■ **Input data**
* * * * * * *

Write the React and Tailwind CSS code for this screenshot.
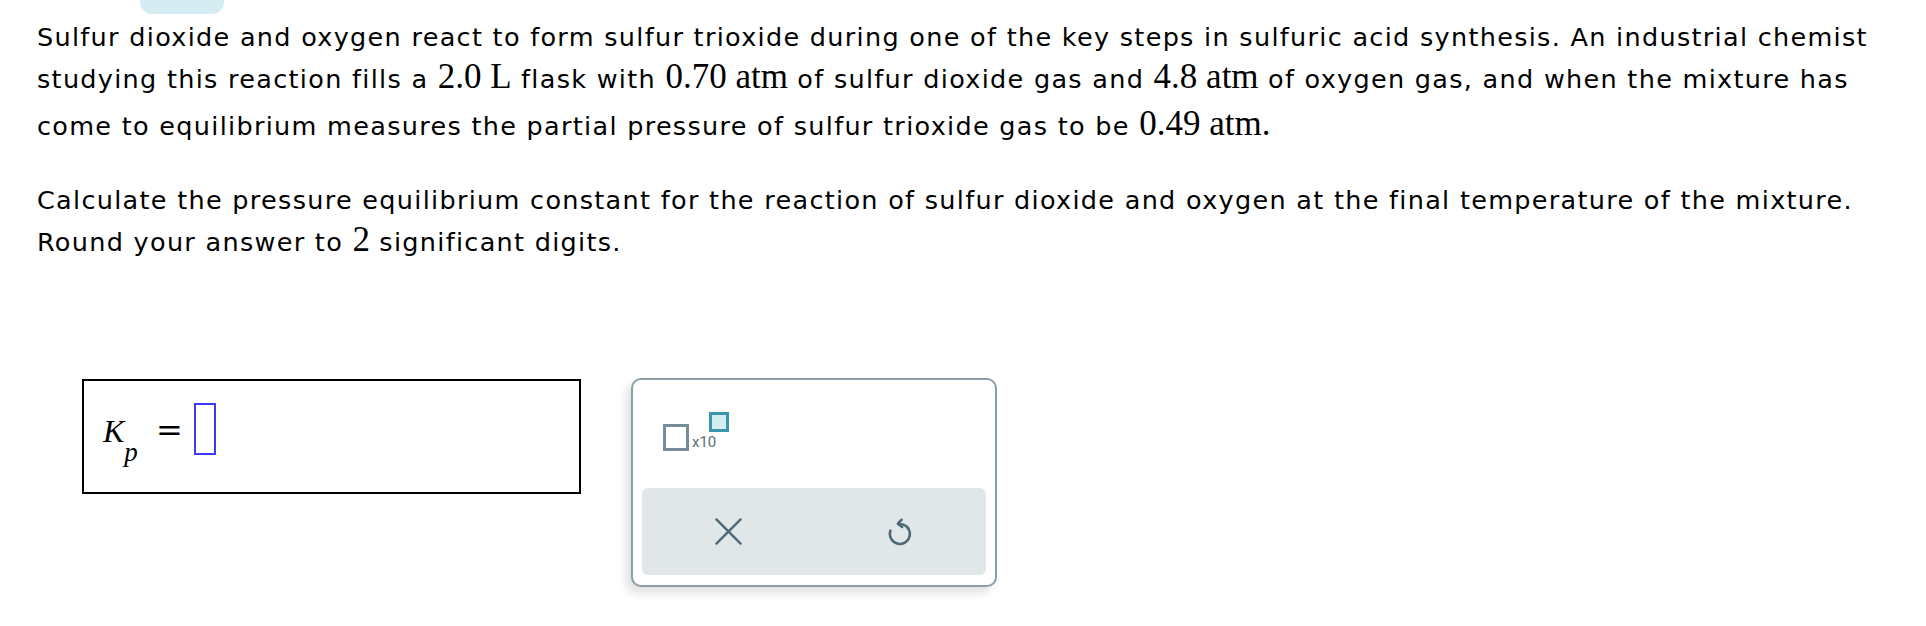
import React from 'react';

const M = ({ children }) => (
  <span className="font-['Liberation_Serif',serif] text-[35px] leading-none tracking-normal">{children}</span>
);

function UndoIcon() {
  return (
    <svg width="32" height="32" viewBox="0 0 24 24" fill="none" stroke="#4e6976" strokeWidth="1.9" strokeLinecap="round" strokeLinejoin="round">
      <path d="M11 6 A7.5 7.5 0 1 1 4.8 11" />
      <path d="M13.2 2.8 L10.4 5.8 L13.6 8.2" />
    </svg>
  );
}

function CloseIcon() {
  return (
    <svg width="29" height="29" viewBox="0 0 24 24" fill="none" stroke="#4e6976" strokeWidth="2" strokeLinecap="round">
      <path d="M2 2 L22 22 M22 2 L2 22" />
    </svg>
  );
}

export default function App() {
  return (
    <div className="min-h-screen bg-white text-black font-['DejaVu_Sans','Verdana',sans-serif]">
      <div className="ml-[140px] h-[14px] w-[84px] rounded-b-[12px] bg-[#d5ecf2]" />

      <div className="pl-[37px]">
        <p className="mt-[2px] text-[25.5px] leading-[42px] tracking-[1.3px]">
          <span className="block whitespace-nowrap">
            Sulfur dioxide and oxygen react to form sulfur trioxide during one of the key steps in sulfuric acid synthesis. An industrial chemist
          </span>
          <span className="block whitespace-nowrap">
            studying this reaction fills a <M>2.0 L</M> flask with <M>0.70 atm</M> of sulfur dioxide gas and <M>4.8 atm</M> of oxygen gas, and when the mixture has
          </span>
          <span className="mt-[5px] block whitespace-nowrap">
            come to equilibrium measures the partial pressure of sulfur trioxide gas to be <M>0.49 atm.</M>
          </span>
        </p>

        <p className="mt-[32px] text-[25.5px] leading-[42px] tracking-[1.3px]">
          <span className="block whitespace-nowrap">
            Calculate the pressure equilibrium constant for the reaction of sulfur dioxide and oxygen at the final temperature of the mixture.
          </span>
          <span className="block whitespace-nowrap">
            Round your answer to <M>2</M> significant digits.
          </span>
        </p>

        <div className="mt-[116px] ml-[45px] flex items-start gap-[50px]">
          <div className="h-[115px] w-[499px] border-2 border-black">
            <div className="flex items-start pl-[19px] pt-[22px]">
              <div className="mt-[12px] w-[53px] font-['Liberation_Serif',serif] text-[32px] italic leading-none">
                K<span className="text-[27px] align-[-19px]">p</span>
              </div>
              <div className="mt-[11px] font-['DejaVu_Serif',serif] text-[32px] leading-none">=</div>
              <div className="ml-[11px] h-[52px] w-[22px] border-2 border-[#3b3bf6]" />
            </div>
          </div>

          <div className="-mt-px flex h-[209px] w-[366px] flex-col rounded-[10px] border-2 border-[#8b9ea7] bg-white px-[9px] pb-[10px] shadow-[-5px_6px_10px_rgba(0,0,0,0.12)]">
            <div className="flex flex-1 items-start">
              <div className="ml-[21px] mt-[44px] h-[27px] w-[26px] border-[3px] border-[#768c96]" />
              <span className="ml-[3px] mt-[55px] font-['Roboto',sans-serif] text-[15px] leading-none text-[#566d78]">x10</span>
              <div className="-ml-[7px] mt-[32px] h-[20px] w-[20px] border-[3px] border-[#3b95ae] bg-[#d4edf3]" />
            </div>
            <div className="flex h-[87px] rounded-[6px] bg-[#e1e6e9]">
              <div className="flex flex-1 items-center justify-center">
                <CloseIcon />
              </div>
              <div className="flex flex-1 items-center justify-center">
                <UndoIcon />
              </div>
            </div>
          </div>
        </div>
      </div>
    </div>
  );
}
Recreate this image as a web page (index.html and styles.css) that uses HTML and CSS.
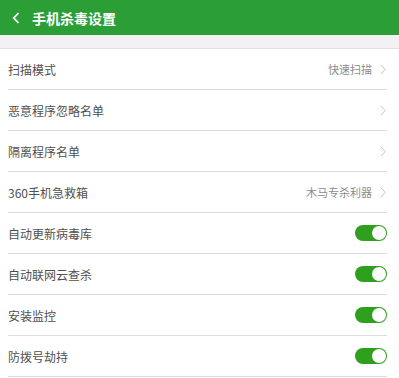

* * * * * * *

■ **Requirement**
Reproduce the material above exactly, first line through the line that contains "h-[14px] w-[84px] rounded-b-[12px]", minus the pictures.

■ **Reply to the task**
Write the React and Tailwind CSS code for this screenshot.
import React from 'react';

const M = ({ children }) => (
  <span className="font-['Liberation_Serif',serif] text-[35px] leading-none tracking-normal">{children}</span>
);

function UndoIcon() {
  return (
    <svg width="32" height="32" viewBox="0 0 24 24" fill="none" stroke="#4e6976" strokeWidth="1.9" strokeLinecap="round" strokeLinejoin="round">
      <path d="M11 6 A7.5 7.5 0 1 1 4.8 11" />
      <path d="M13.2 2.8 L10.4 5.8 L13.6 8.2" />
    </svg>
  );
}

function CloseIcon() {
  return (
    <svg width="29" height="29" viewBox="0 0 24 24" fill="none" stroke="#4e6976" strokeWidth="2" strokeLinecap="round">
      <path d="M2 2 L22 22 M22 2 L2 22" />
    </svg>
  );
}

export default function App() {
  return (
    <div className="min-h-screen bg-white text-black font-['DejaVu_Sans','Verdana',sans-serif]">
      <div className="ml-[140px] h-[14px] w-[84px] rounded-b-[12px] bg-[#d5ecf2]" />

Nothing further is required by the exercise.